### Prompt
The entries below contain pictures. Retype everything except those pictures, exactly as given.

### Material to process
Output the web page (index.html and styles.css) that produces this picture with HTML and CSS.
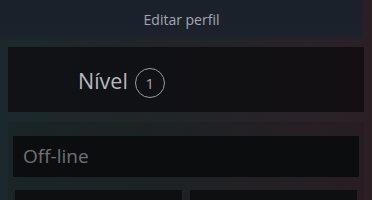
FILE: index.html
```html
<!DOCTYPE html>
<html lang="pt-BR">
<head>
<meta charset="utf-8">
<title>Editar perfil</title>
<link rel="stylesheet" href="styles.css">
</head>
<body>
<div class="page">
  <header class="topbar">Editar perfil</header>
  <section class="level-card">
    <span class="level-label">Nível</span>
    <span class="level-badge">1</span>
  </section>
  <section class="status-wrap">
    <div class="status-field">Off-line</div>
    <div class="tiles">
      <div class="tile"></div>
      <div class="tile"></div>
    </div>
  </section>
</div>
</body>
</html>
```
FILE: styles.css
```css
html, body {
  margin: 0;
  padding: 0;
}
body {
  background: linear-gradient(90deg, #1c292c 0%, #202528 45%, #2a2228 85%, #2c1f24 100%);
  font-family: "Open Sans", "Noto Sans", sans-serif;
  overflow: hidden;
  height: 200px;
}
.page {
  display: flex;
  flex-direction: column;
  height: 200px;
  overflow: hidden;
}
.topbar {
  flex-shrink: 0;
  height: 40px;
  margin-right: 9px;
  background: linear-gradient(180deg, #1b212b 0%, #1b222c 85%, rgba(27, 33, 43, 0.4) 100%);
  color: #a3a8af;
  font-size: 14px;
  display: flex;
  align-items: center;
  justify-content: center;
  padding-bottom: 2px;
  box-sizing: border-box;
}
.level-card {
  flex-shrink: 0;
  margin: 7px 8px 0 8px;
  height: 65px;
  background: linear-gradient(90deg, #101215 0%, #111114 60%, #130f12 100%);
  display: flex;
  align-items: center;
  padding-left: 70px;
  box-sizing: border-box;
  gap: 7px;
}
.level-label {
  color: #b6babf;
  font-size: 21.5px;
  line-height: 1;
  margin-top: 3px;
}
.level-badge {
  width: 28px;
  height: 28px;
  border: 1.5px solid #9a9c9f;
  border-radius: 50%;
  color: #a8abaf;
  font-size: 15px;
  display: flex;
  align-items: center;
  justify-content: center;
  margin-top: 6px;
}
.status-wrap {
  flex: 1 1 auto;
  min-height: 0;
  overflow: hidden;
  margin: 10px 8px 0 8px;
  padding: 14px 5px 0 5px;
  background: rgba(0, 0, 0, 0.08);
  display: flex;
  flex-direction: column;
  gap: 13px;
}
.status-field {
  height: 41px;
  flex-shrink: 0;
  background: #0c0d0f;
  color: #6e7277;
  font-size: 19px;
  display: flex;
  align-items: center;
  padding-left: 10px;
  padding-bottom: 2px;
  box-sizing: border-box;
}
.tiles {
  display: grid;
  grid-template-columns: 1fr 1fr;
  gap: 8px;
  padding: 0 2px;
  flex-shrink: 0;
}
.tile {
  height: 30px;
  background: #0e0f11;
}
```
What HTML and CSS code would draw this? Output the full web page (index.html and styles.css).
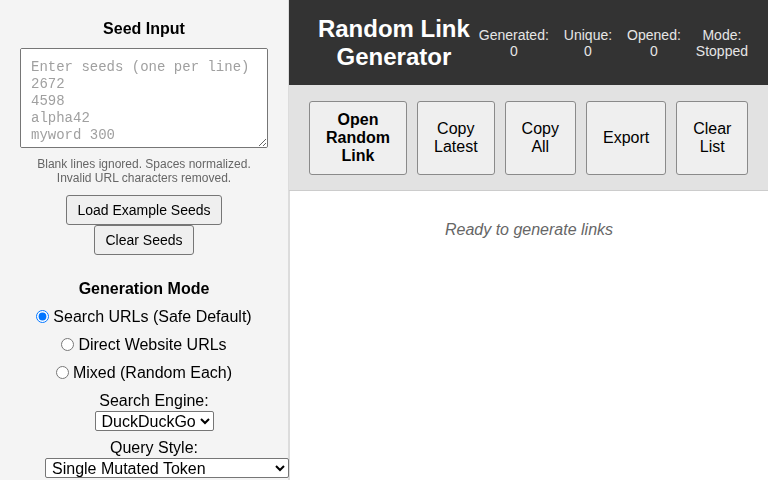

### Result of this task
Output the web page (index.html and styles.css) that produces this picture with HTML and CSS.
FILE: index.html
```html
<!DOCTYPE html>
<html lang="pt-BR">
<head>
<meta charset="utf-8">
<title>Editar perfil</title>
<link rel="stylesheet" href="styles.css">
</head>
<body>
<div class="page">
  <header class="topbar">Editar perfil</header>
  <section class="level-card">
    <span class="level-label">Nível</span>
    <span class="level-badge">1</span>
  </section>
  <section class="status-wrap">
    <div class="status-field">Off-line</div>
    <div class="tiles">
      <div class="tile"></div>
      <div class="tile"></div>
    </div>
  </section>
</div>
</body>
</html>
```
FILE: styles.css
```css
html, body {
  margin: 0;
  padding: 0;
}
body {
  background: linear-gradient(90deg, #1c292c 0%, #202528 45%, #2a2228 85%, #2c1f24 100%);
  font-family: "Open Sans", "Noto Sans", sans-serif;
  overflow: hidden;
  height: 200px;
}
.page {
  display: flex;
  flex-direction: column;
  height: 200px;
  overflow: hidden;
}
.topbar {
  flex-shrink: 0;
  height: 40px;
  margin-right: 9px;
  background: linear-gradient(180deg, #1b212b 0%, #1b222c 85%, rgba(27, 33, 43, 0.4) 100%);
  color: #a3a8af;
  font-size: 14px;
  display: flex;
  align-items: center;
  justify-content: center;
  padding-bottom: 2px;
  box-sizing: border-box;
}
.level-card {
  flex-shrink: 0;
  margin: 7px 8px 0 8px;
  height: 65px;
  background: linear-gradient(90deg, #101215 0%, #111114 60%, #130f12 100%);
  display: flex;
  align-items: center;
  padding-left: 70px;
  box-sizing: border-box;
  gap: 7px;
}
.level-label {
  color: #b6babf;
  font-size: 21.5px;
  line-height: 1;
  margin-top: 3px;
}
.level-badge {
  width: 28px;
  height: 28px;
  border: 1.5px solid #9a9c9f;
  border-radius: 50%;
  color: #a8abaf;
  font-size: 15px;
  display: flex;
  align-items: center;
  justify-content: center;
  margin-top: 6px;
}
.status-wrap {
  flex: 1 1 auto;
  min-height: 0;
  overflow: hidden;
  margin: 10px 8px 0 8px;
  padding: 14px 5px 0 5px;
  background: rgba(0, 0, 0, 0.08);
  display: flex;
  flex-direction: column;
  gap: 13px;
}
.status-field {
  height: 41px;
  flex-shrink: 0;
  background: #0c0d0f;
  color: #6e7277;
  font-size: 19px;
  display: flex;
  align-items: center;
  padding-left: 10px;
  padding-bottom: 2px;
  box-sizing: border-box;
}
.tiles {
  display: grid;
  grid-template-columns: 1fr 1fr;
  gap: 8px;
  padding: 0 2px;
  flex-shrink: 0;
}
.tile {
  height: 30px;
  background: #0e0f11;
}
```
What HTML and CSS code would draw this? Output the full web page (index.html and styles.css).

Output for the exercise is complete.